** start **

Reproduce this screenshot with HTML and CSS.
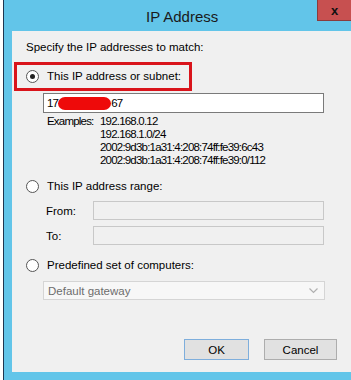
FILE: index.html
```html
<!DOCTYPE html>
<html>
<head>
<meta charset="utf-8">
<link rel="stylesheet" href="styles.css">
</head>
<body>
<div class="desk">
  <div class="window">
    <div class="titlebar">
      <span class="title">IP Address</span>
      <span class="close">x</span>
    </div>
    <div class="client">
      <div class="intro">Specify the IP addresses to match:</div>
      <div class="highlight">
        <span class="radio checked"></span>
        <span class="label">This IP address or subnet:</span>
      </div>
      <div class="textbox"><span>17</span><span class="redact"></span><span>67</span></div>
      <div class="examples">
        <span class="ex-label">Examples:</span>
        <div class="ex-values">
          <span>192.168.0.12</span>
          <span>192.168.1.0/24</span>
          <span>2002:9d3b:1a31:4:208:74ff:fe39:6c43</span>
          <span>2002:9d3b:1a31:4:208:74ff:fe39:0/112</span>
        </div>
      </div>
      <div class="option opt-range">
        <span class="radio"></span>
        <span class="label">This IP address range:</span>
      </div>
      <div class="range">
        <div class="range-row"><span class="range-label">From:</span><span class="field"></span></div>
        <div class="range-row"><span class="range-label">To:</span><span class="field"></span></div>
      </div>
      <div class="option opt-predef">
        <span class="radio"></span>
        <span class="label">Predefined set of computers:</span>
      </div>
      <div class="combo">
        <span class="combo-text">Default gateway</span>
        <svg class="chev" width="9" height="6" viewBox="0 0 9 6"><path d="M0.5 0.5 L4.5 4.5 L8.5 0.5" fill="none" stroke="#b0b0b0" stroke-width="1.2"/></svg>
      </div>
      <div class="buttons">
        <span class="btn btn-default">OK</span>
        <span class="btn">Cancel</span>
      </div>
    </div>
  </div>
</div>
</body>
</html>
```

FILE: styles.css
```css
html, body {
  margin: 0;
  padding: 0;
  overflow: hidden;
}
body {
  width: 351px;
  height: 380px;
  background: #ffffff;
  font-family: "Liberation Sans", Arial, sans-serif;
  font-size: 11.5px;
  color: #000;
}
.desk {
  display: flex;
  padding-left: 3px;
  height: 380px;
  width: 348px;
}
.window {
  flex: 1;
  height: 380px;
  border-left: 1px solid #1e3550;
  background: #62c5e9;
  display: flex;
  flex-direction: column;
  position: relative;
}
.titlebar {
  height: 31px;
  flex: none;
  display: flex;
  align-items: center;
  justify-content: flex-start;
  padding-left: 142px;
}
.title {
  font-size: 15px;
  color: #1a1a1a;
  margin-top: 1px;
}
.close {
  position: absolute;
  top: 0;
  right: 0;
  width: 33px;
  height: 20px;
  background: #c75050;
  border-left: 1px solid #8a3c3c;
  border-bottom: 1px solid #8a3c3c;
  color: #111;
  font-weight: bold;
  font-size: 13px;
  display: flex;
  align-items: center;
  justify-content: center;
  line-height: 1;
}
.client {
  flex: 1;
  margin: 0 0 8px 8px;
  background: #f0f0f0;
  display: flex;
  flex-direction: column;
  padding: 9px 0 12px 2px;
}
.intro {
  margin-left: 12px;
  height: 15px;
  line-height: 15px;
}
.highlight {
  margin-top: 7px;
  width: 163px;
  height: 23px;
  border: 3px solid #d9141b;
  display: flex;
  align-items: center;
  padding-left: 9px;
}
.radio {
  width: 11px;
  height: 11px;
  border: 1px solid #555;
  border-radius: 50%;
  background: #fff;
  flex: none;
  display: flex;
  align-items: center;
  justify-content: center;
}
.radio.checked::after {
  content: "";
  width: 5px;
  height: 5px;
  border-radius: 50%;
  background: #222;
}
.label {
  margin-left: 8px;
  line-height: 15px;
}
.textbox {
  margin-left: 29px;
  margin-top: 2px;
  width: 276px;
  height: 18px;
  border: 1px solid #7a7a7a;
  background: #fff;
  display: flex;
  align-items: center;
  padding-left: 3px;
  letter-spacing: -0.8px;
}
.redact {
  width: 53px;
  height: 13px;
  background: #ee0a0a;
  border-radius: 7px / 6.5px;
}
.examples {
  display: flex;
  margin-left: 33px;
  margin-top: 2px;
  line-height: 13px;
  letter-spacing: -0.8px;
}
.ex-label {
  width: 53px;
  flex: none;
}
.ex-values {
  display: flex;
  flex-direction: column;
}
.option {
  display: flex;
  align-items: center;
  margin-left: 12px;
  height: 15px;
}
.opt-range {
  margin-top: 12px;
}
.range {
  display: flex;
  flex-direction: column;
  gap: 6px;
  margin-top: 7px;
  margin-left: 32px;
}
.range-row {
  display: flex;
  align-items: center;
}
.range-label {
  width: 47px;
}
.field {
  width: 229px;
  height: 17px;
  border: 1px solid #c8c8c8;
  background: #f0f0f0;
}
.opt-predef {
  margin-top: 13px;
}
.combo {
  margin-left: 29px;
  margin-top: 8px;
  width: 270px;
  height: 17px;
  border: 1px solid #d5d5d5;
  background: #f7f7f7;
  display: flex;
  align-items: center;
  justify-content: space-between;
  padding: 0 6px 0 4px;
  color: #6d6d6d;
}
.chev {
  display: block;
}
.buttons {
  margin-top: auto;
  display: flex;
  justify-content: flex-end;
  gap: 15px;
  padding-right: 14px;
}
.btn {
  width: 71px;
  height: 19px;
  border: 1px solid #adadad;
  background: #e1e1e1;
  display: flex;
  align-items: center;
  justify-content: center;
}
.btn-default {
  width: 63px;
  border-color: #7eaedc;
}
```
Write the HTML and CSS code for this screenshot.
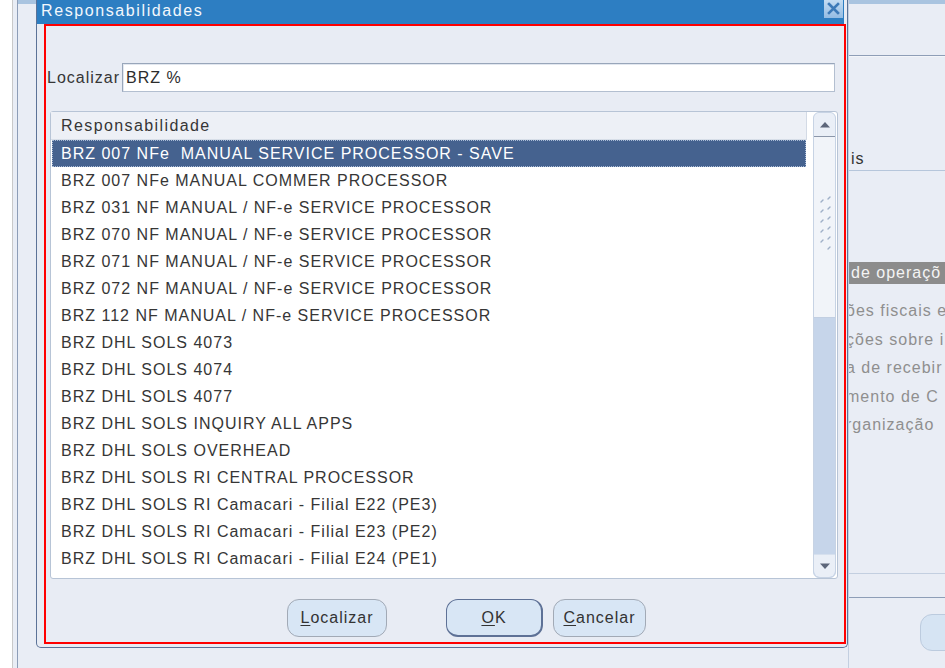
FILE: index.html
```html
<!DOCTYPE html>
<html lang="pt">
<head>
<meta charset="utf-8">
<title>Responsabilidades</title>
<link rel="stylesheet" href="styles.css">
</head>
<body>
<div class="screen">
  <div class="edge"></div>
  <div class="back-strip"></div>
  <div class="back-left"></div>

  <div class="dialog">
    <div class="titlebar">
      <span class="title">Responsabilidades</span>
      <span class="close">
        <svg width="19" height="18" viewBox="0 0 19 18">
          <defs>
            <linearGradient id="cg" x1="0" y1="0" x2="0" y2="1">
              <stop offset="0" stop-color="#c4dcf2"/>
              <stop offset="1" stop-color="#94bce3"/>
            </linearGradient>
          </defs>
          <rect x="0" y="0" width="19" height="18" fill="url(#cg)"/>
          <path d="M5 4 L14 13 M14 4 L5 13" stroke="#3d7ab8" stroke-width="2.6" stroke-linecap="square"/>
        </svg>
      </span>
    </div>

    <div class="content">
      <div class="find-row">
        <span class="find-label">Localizar</span>
        <div class="find-input">BRZ %</div>
      </div>

      <div class="list">
        <div class="list-main">
          <div class="list-header">Responsabilidade</div>
          <div class="row selected">BRZ 007 NFe&nbsp; MANUAL SERVICE PROCESSOR - SAVE</div>
          <div class="row">BRZ 007 NFe MANUAL COMMER PROCESSOR</div>
          <div class="row">BRZ 031 NF MANUAL / NF-e SERVICE PROCESSOR</div>
          <div class="row">BRZ 070 NF MANUAL / NF-e SERVICE PROCESSOR</div>
          <div class="row">BRZ 071 NF MANUAL / NF-e SERVICE PROCESSOR</div>
          <div class="row">BRZ 072 NF MANUAL / NF-e SERVICE PROCESSOR</div>
          <div class="row">BRZ 112 NF MANUAL / NF-e SERVICE PROCESSOR</div>
          <div class="row">BRZ DHL SOLS 4073</div>
          <div class="row">BRZ DHL SOLS 4074</div>
          <div class="row">BRZ DHL SOLS 4077</div>
          <div class="row">BRZ DHL SOLS INQUIRY ALL APPS</div>
          <div class="row">BRZ DHL SOLS OVERHEAD</div>
          <div class="row">BRZ DHL SOLS RI CENTRAL PROCESSOR</div>
          <div class="row">BRZ DHL SOLS RI Camacari - Filial E22 (PE3)</div>
          <div class="row">BRZ DHL SOLS RI Camacari - Filial E23 (PE2)</div>
          <div class="row">BRZ DHL SOLS RI Camacari - Filial E24 (PE1)</div>
        </div>
        <div class="scrollbar">
          <div class="sb-btn sb-up">
            <svg width="12" height="7" viewBox="0 0 12 7"><path d="M1 6.5 L6 1 L11 6.5 Z" fill="#5d667a"/></svg>
          </div>
          <div class="sb-thumb">
            <svg width="14" height="54" viewBox="0 0 14 54">
              <g stroke="#9fb0c8" stroke-width="1.4" stroke-linecap="round">
                <path d="M3 6 L5 4"/><path d="M10 3 L12 1"/>
                <path d="M3 16 L5 14"/><path d="M10 13 L12 11"/>
                <path d="M3 26 L5 24"/><path d="M10 23 L12 21"/>
                <path d="M3 36 L5 34"/><path d="M10 33 L12 31"/>
                <path d="M3 46 L5 44"/><path d="M10 43 L12 41"/>
                <path d="M10 53 L12 51"/>
              </g>
            </svg>
          </div>
          <div class="sb-track"></div>
          <div class="sb-btn sb-down">
            <svg width="12" height="7" viewBox="0 0 12 7"><path d="M1 0.5 L6 6 L11 0.5 Z" fill="#5d667a"/></svg>
          </div>
        </div>
      </div>

      <div class="buttons">
        <div class="btn btn-find"><u>L</u>ocalizar</div>
        <div class="btn btn-ok"><u>O</u>K</div>
        <div class="btn btn-cancel"><u>C</u>ancelar</div>
      </div>
    </div>
  </div>

  <div class="back-right">
    <div class="br-band"></div>
    <div class="br-line1"></div>
    <div class="br-is">is</div>
    <div class="br-bar">de operaçõ</div>
    <div class="br-lines">
      <div class="br-text">ões fiscais e</div>
      <div class="br-text">ções sobre i</div>
      <div class="br-text">a de recebir</div>
      <div class="br-text">mento de C</div>
      <div class="br-text">rganização</div>
    </div>
    <div class="br-line2"></div>
    <div class="br-line3"></div>
    <div class="br-button"></div>
  </div>
</div>
</body>
</html>
```

FILE: styles.css
```css
* { box-sizing: border-box; }

html, body {
  margin: 0;
  padding: 0;
}

body {
  width: 945px;
  height: 668px;
  overflow: hidden;
  background: #e9edf5;
  font-family: "Liberation Sans", Arial, sans-serif;
  font-size: 16px;
  letter-spacing: 1px;
  color: #363636;
}

.screen {
  display: flex;
  height: 668px;
}

/* left background */
.edge {
  width: 13px;
  background: #ffffff;
  border-right: 1px solid #c9c9c9;
}

.back-strip {
  width: 5px;
  background: #e9edf5;
  border-right: 1px solid #8d9db7;
}

.back-left {
  width: 18px;
  background: linear-gradient(#a9c4e0 0, #a9c4e0 4px, #e9edf5 4px);
}

/* dialog */
.dialog {
  width: 812px;
  height: 648px;
  display: flex;
  flex-direction: column;
  background: #e8ecf4;
  border: 1px solid #5b7297;
  border-top: none;
  border-radius: 0 0 5px 5px;
}

.titlebar {
  height: 24px;
  margin-right: 3px;
  display: flex;
  align-items: flex-start;
  background: #2d7ec2;
  padding-left: 4px;
}

.title {
  color: #f2f7fc;
  line-height: 22px;
  letter-spacing: 1.6px;
}

.close {
  margin-left: auto;
  margin-right: 1px;
  width: 19px;
  height: 18px;
  display: block;
}

.close svg { display: block; }

.content {
  height: 620px;
  margin: 0 1px 3px 7px;
  border: 2px solid #ff0000;
  display: flex;
  flex-direction: column;
}

.find-row {
  margin-top: 37px;
  height: 29px;
  display: flex;
  align-items: center;
  padding-left: 1px;
}

.find-label {
  width: 75px;
}

.find-input {
  width: 713px;
  height: 29px;
  background: #ffffff;
  border: 1px solid #b3bfd0;
  border-top-color: #98a6ba;
  border-left-color: #98a6ba;
  box-shadow: inset 1px 1px 0 #e2e7ef;
  padding-left: 3px;
  line-height: 27px;
  color: #2c2c2c;
}

/* list */
.list {
  margin: 19px 6px 0 4px;
  height: 468px;
  display: flex;
  background: #ffffff;
  border: 1px solid #b7c4d6;
  border-radius: 3px;
}

.list-main {
  width: 756px;
}

.list-header {
  height: 28px;
  line-height: 27px;
  padding-left: 10px;
  background: #edf0f6;
  border-right: 1px solid #d3dae5;
  border-bottom: 1px solid #d7dee8;
  letter-spacing: 1.4px;
}

.row {
  height: 27px;
  line-height: 27px;
  padding-left: 10px;
  white-space: nowrap;
}

.row.selected {
  margin-left: 1px;
  margin-right: 1px;
  padding-left: 9px;
  background: #45628f;
  color: #ffffff;
  outline: 1px dotted #a9bbd6;
  outline-offset: -1px;
}

.scrollbar {
  width: 23px;
  margin-left: 6px;
  margin-right: 1px;
  display: flex;
  flex-direction: column;
  border: 1px solid #c7d3e4;
  border-radius: 6px;
  overflow: hidden;
  background: #c6d5ea;
}

.sb-btn {
  display: flex;
  align-items: center;
  justify-content: center;
  background: #eaeff7;
}

.sb-btn svg { display: block; }

.sb-up {
  height: 24px;
  border-bottom: 1px solid #8b96a9;
}

.sb-thumb {
  height: 181px;
  background: #f1f4f9;
  border-bottom: 1px solid #c2cfe2;
  display: flex;
  align-items: flex-end;
  justify-content: center;
  padding-bottom: 67px;
}

.sb-thumb svg { display: block; }

.sb-track {
  flex: 1;
  background: #c6d5ea;
}

.sb-down {
  height: 23px;
  border-top: 1px solid #d6e0ee;
  border-radius: 0 0 6px 6px;
}

/* buttons */
.buttons {
  margin-top: 20px;
  height: 38px;
  display: flex;
  padding-left: 241px;
}

.btn {
  height: 38px;
  display: flex;
  align-items: center;
  justify-content: center;
  background: #d8e6f5;
  border: 1px solid #a2aab6;
  border-radius: 12px;
  color: #333333;
}

.btn u { text-decoration-thickness: 1px; text-underline-offset: 2px; }

.btn-find { width: 100px; }

.btn-ok {
  width: 97px;
  margin-left: 59px;
  border-color: #5e7196;
  border-width: 1px 2px 2px 1px;
}

.btn-cancel {
  width: 93px;
  margin-left: 10px;
}

/* right background */
.back-right {
  flex: 1;
  display: flex;
  flex-direction: column;
  border-left: 1px solid #c3cfe0;
  overflow: hidden;
  white-space: nowrap;
}

.br-band {
  height: 4px;
  background: #a9c4e0;
}

.br-line1 {
  margin-top: 51px;
  height: 2px;
  border-top: 1px solid #8e9eb7;
  border-bottom: 1px solid #f3f5f9;
}

.br-is {
  margin-top: 91px;
  height: 23px;
  line-height: 22px;
  padding-left: 2px;
  border-bottom: 1px solid #b6c6db;
  color: #333333;
}

.br-bar {
  margin-top: 91px;
  height: 22px;
  line-height: 22px;
  padding-left: 2px;
  background: #8c8c8c;
  color: #f4f4f4;
}

.br-lines {
  margin-top: 13px;
}

.br-text {
  height: 28.5px;
  line-height: 28.5px;
  color: #8f8f8f;
  margin-left: -3px;
}

.br-line2 {
  margin-top: 133px;
  border-top: 1px solid #c3cfe0;
}

.br-line3 {
  margin-top: 23px;
  border-top: 1px solid #8e9eb7;
}

.br-button {
  margin-top: 16px;
  margin-left: 71px;
  width: 60px;
  height: 37px;
  background: #d6e4f3;
  border: 1px solid #bccbde;
  border-radius: 12px;
}
```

** end **

TASK GOAL:
Working from the entries above, return all lines that contain "screenshot".

RESPONSE TO THIS TASK:
Reproduce this screenshot with HTML and CSS.
Write the HTML and CSS code for this screenshot.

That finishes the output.